In Iran, a theocracy where nothing is private, everything personal is also political, from makeup to wedding parties.
In what CNN has rightfully dubbed a remarkable documentary, its own chief international correspondent, Christiane Amanpour, adopts the personal approach in "Revolutionary Journey" (Sunday, Feb. 27, CNN, 10-11 p.m.) when she returns to her native land to chronicle a dramatic story: the ongoing Iranian revolution.
The triumph of reformist candidates in this week's elections culminates two decades of struggle set in motion by the overthrow of Shah Mohammed Reza Pahlavi in 1979. Ms. Amanpour, who has covered the struggles within Iran since 1991, takes the unusual route of telling a political story through the lens of her personal experience.
"I'm taking a personal risk really, intellectually and creatively, doing it this way," says Amanpour, "but I'm doing it in order to try to personalize and humanize one of the most incredible stories of the later part of the 20th century...."
Amanpour hopes Americans will develop a new appreciation for the real Iran.
"I'm trying to put it in a perspective that Americans will understand, given the 20 years of animosity now between Iran and the United States," she says.
Amanpour, whose family left in 1979 to escape the revolution, takes the audience inside the lives of friends and relatives, including her family home, which has been expropriated by the government. The film details both the passion and disillusionment of the generation who fought to overthrow what was perceived as an oppressive regime under the former Shah.
The Ayatollah Khomeini came to power on a wave of support from students and the middle class, who believed he held their freedom and future in his hands.
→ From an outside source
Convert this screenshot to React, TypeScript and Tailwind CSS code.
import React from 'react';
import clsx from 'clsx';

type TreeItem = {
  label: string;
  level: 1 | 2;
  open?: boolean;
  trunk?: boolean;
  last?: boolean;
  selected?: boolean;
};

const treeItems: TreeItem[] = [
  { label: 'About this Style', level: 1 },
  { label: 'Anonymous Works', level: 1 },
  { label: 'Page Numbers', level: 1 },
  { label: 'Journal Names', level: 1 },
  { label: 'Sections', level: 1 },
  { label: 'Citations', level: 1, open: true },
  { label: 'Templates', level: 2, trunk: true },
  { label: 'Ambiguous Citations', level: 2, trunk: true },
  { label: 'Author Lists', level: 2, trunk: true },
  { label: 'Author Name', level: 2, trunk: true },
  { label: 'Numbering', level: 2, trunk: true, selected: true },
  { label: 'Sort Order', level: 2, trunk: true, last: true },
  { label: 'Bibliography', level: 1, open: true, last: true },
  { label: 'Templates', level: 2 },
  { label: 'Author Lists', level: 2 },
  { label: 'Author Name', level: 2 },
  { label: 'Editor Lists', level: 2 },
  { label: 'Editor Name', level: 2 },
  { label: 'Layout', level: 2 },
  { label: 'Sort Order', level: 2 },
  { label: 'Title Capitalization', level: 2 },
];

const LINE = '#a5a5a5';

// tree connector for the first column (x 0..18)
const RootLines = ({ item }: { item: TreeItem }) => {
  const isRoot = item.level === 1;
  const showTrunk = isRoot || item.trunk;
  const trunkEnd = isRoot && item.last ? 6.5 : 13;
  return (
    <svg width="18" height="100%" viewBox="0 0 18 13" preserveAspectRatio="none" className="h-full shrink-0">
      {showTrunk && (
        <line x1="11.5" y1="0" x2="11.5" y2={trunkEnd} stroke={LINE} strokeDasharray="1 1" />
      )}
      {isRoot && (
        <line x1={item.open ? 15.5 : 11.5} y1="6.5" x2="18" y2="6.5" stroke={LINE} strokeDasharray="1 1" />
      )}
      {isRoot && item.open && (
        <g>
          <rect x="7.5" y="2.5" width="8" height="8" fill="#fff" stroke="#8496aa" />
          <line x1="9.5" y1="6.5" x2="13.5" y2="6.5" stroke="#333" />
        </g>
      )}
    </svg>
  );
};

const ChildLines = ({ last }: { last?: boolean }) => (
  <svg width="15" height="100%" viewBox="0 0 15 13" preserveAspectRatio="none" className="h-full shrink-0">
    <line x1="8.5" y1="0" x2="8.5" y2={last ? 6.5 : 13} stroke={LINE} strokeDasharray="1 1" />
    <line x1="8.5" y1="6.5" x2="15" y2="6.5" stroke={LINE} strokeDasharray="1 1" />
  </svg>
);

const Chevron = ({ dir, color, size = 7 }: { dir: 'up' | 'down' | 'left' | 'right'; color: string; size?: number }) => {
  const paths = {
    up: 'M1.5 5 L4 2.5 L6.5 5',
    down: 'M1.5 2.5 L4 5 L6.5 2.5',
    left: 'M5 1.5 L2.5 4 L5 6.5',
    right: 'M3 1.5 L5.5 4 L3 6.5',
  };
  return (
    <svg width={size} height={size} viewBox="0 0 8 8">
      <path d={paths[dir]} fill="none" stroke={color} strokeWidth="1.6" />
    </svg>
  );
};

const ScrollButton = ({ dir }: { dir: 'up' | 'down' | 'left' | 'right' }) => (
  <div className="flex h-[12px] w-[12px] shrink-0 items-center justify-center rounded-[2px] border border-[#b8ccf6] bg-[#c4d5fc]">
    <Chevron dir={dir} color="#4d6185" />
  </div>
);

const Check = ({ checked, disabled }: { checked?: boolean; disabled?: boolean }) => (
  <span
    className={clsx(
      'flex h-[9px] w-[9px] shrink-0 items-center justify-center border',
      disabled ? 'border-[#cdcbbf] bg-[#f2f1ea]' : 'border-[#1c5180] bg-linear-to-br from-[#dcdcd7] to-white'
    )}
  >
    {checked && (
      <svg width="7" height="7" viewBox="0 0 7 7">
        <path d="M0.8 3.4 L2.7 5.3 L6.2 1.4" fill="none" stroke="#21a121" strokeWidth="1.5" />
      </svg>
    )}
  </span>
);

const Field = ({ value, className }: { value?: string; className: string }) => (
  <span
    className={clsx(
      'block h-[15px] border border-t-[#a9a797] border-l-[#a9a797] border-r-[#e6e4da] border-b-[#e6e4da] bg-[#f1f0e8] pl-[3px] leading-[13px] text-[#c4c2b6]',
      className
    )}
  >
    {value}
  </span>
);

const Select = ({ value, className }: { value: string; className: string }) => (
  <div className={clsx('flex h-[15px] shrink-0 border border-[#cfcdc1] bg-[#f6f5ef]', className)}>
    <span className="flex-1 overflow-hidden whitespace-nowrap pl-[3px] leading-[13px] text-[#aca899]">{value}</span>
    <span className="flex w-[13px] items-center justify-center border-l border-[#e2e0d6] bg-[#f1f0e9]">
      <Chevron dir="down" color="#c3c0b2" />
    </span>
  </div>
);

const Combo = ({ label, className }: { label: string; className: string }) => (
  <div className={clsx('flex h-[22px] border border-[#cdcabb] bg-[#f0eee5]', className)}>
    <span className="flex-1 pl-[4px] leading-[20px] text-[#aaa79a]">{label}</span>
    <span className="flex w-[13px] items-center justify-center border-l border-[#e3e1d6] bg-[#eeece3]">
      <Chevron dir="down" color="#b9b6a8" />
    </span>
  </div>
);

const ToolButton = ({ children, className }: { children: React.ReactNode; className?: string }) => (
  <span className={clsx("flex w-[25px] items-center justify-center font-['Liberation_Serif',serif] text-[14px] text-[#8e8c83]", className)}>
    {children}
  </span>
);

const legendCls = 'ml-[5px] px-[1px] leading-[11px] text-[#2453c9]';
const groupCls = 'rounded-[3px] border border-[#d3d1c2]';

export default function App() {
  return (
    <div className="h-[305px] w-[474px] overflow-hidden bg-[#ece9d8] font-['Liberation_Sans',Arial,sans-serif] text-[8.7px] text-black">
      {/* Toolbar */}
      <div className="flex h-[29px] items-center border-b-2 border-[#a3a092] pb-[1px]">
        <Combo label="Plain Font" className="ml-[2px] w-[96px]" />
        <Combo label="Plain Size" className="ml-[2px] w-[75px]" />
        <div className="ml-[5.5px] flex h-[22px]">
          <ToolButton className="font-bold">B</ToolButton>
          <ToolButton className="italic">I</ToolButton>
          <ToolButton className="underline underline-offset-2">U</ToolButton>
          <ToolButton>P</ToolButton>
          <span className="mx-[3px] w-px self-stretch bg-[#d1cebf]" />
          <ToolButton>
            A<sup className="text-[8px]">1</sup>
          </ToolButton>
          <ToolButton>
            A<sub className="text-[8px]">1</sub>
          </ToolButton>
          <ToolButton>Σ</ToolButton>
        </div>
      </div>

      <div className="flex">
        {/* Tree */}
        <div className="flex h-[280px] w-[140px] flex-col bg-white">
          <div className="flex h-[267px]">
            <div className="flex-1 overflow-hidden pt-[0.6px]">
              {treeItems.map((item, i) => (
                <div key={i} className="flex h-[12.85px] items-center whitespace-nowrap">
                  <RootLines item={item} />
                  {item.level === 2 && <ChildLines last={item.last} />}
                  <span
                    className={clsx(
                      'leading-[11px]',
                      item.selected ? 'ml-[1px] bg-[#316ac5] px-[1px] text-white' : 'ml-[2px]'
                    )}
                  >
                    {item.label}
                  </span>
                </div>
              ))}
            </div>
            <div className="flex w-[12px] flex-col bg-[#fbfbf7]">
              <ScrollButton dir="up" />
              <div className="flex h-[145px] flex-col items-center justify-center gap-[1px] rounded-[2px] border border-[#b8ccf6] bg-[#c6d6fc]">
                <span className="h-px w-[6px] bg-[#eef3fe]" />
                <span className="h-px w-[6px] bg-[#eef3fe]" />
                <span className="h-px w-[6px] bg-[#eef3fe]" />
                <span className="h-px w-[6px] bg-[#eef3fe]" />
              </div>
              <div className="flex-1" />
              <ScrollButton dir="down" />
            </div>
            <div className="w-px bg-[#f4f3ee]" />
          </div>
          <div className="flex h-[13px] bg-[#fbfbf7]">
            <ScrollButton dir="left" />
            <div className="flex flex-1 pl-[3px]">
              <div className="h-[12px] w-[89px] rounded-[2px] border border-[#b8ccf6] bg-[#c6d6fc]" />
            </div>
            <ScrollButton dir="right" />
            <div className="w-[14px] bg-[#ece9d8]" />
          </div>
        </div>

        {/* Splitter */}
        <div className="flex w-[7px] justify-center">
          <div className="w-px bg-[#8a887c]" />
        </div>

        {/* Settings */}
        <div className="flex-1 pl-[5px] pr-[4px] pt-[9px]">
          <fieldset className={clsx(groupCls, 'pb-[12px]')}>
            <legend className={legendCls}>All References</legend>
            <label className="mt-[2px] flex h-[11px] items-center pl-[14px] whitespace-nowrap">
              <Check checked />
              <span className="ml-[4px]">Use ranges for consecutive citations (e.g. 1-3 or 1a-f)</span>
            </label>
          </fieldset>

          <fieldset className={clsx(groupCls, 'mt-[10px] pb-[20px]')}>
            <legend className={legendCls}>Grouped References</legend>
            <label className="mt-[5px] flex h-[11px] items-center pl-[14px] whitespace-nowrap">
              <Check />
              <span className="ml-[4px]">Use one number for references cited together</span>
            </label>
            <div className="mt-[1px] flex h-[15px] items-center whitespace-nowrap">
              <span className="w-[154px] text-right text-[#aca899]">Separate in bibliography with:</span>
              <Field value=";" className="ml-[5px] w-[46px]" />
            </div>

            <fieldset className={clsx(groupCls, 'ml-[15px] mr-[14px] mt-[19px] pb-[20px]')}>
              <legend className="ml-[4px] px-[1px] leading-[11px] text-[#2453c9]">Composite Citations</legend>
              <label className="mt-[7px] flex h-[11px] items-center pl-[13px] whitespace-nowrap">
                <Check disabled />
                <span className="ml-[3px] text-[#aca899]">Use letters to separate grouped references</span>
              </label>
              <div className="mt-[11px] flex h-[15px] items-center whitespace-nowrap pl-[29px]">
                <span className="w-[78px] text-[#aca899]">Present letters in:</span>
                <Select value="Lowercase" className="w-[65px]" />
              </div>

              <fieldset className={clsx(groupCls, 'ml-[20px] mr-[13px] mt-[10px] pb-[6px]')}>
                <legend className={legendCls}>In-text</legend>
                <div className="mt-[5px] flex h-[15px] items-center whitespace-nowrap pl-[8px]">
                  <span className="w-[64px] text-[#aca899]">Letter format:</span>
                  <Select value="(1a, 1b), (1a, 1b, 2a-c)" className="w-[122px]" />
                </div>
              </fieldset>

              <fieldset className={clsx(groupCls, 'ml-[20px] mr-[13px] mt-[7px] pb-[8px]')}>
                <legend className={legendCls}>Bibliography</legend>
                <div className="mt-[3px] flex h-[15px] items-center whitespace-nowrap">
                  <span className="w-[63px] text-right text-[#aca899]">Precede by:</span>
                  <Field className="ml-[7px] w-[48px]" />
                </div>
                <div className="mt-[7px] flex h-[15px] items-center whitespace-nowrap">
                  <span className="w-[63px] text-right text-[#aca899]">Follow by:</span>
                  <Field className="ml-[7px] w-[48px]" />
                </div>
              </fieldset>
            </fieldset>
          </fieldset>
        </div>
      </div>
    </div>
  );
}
Amanpour's cousin, Sori, a broadcast journalist who remained in Iran after the revolution, is the voice of this generation when she says that the Ayatollah betrayed their dreams. Sori lost her job for being too outspoken, and she witnessed the creation of a regime that institutionalized the view of women as second-class citizens.
Amanpour's hopes, and those of others profiled in the film, lie with the next generation of students, who are pushing for real freedom and democratic change.
"It really is ... extraordinary what is going on, from the incredible freedom of the press to what the youngsters are doing, to the students taking to the streets and openly challenging authority," she says.
This week's elections frame the story.
"In the last three years, the entire political dynamic has changed in Iran," Amanpour says. She points out that nearly 70 percent of Iran's population is under the age of 30. It is this generation that the film shows taking to the streets and demanding change, just as the American youths did in the 1960s.
At a time when the US is trying to reevaluate its role all over the world, Amanpour says the Iranian story has particular poignancy:
"The most important message is to see an Iran that Americans have not seen yet," she says, "how the young people in Iran are working and struggling for freedom."
She would like to replace the image of angry radicals who took Americans hostage during President Carter's term in office. "There is much more to Iran than the clich and the stereotype that perhaps Americans get as their usual fare.... It's a textbook case of a country that has never known democracy."
Amanpour takes a camera into the lives of the young and middle class who live double lives. She follows them to Western-style parties and events, where once inside the safety of a private home, chadors (the Iranian wrap required for all women in public places) come off, and men and women mingle freely.
What is clear is that this is a society searching for the most basic meanings of freedom. For the first time in its history, Iran is "trying to have a proper democracy, a proper government of the people."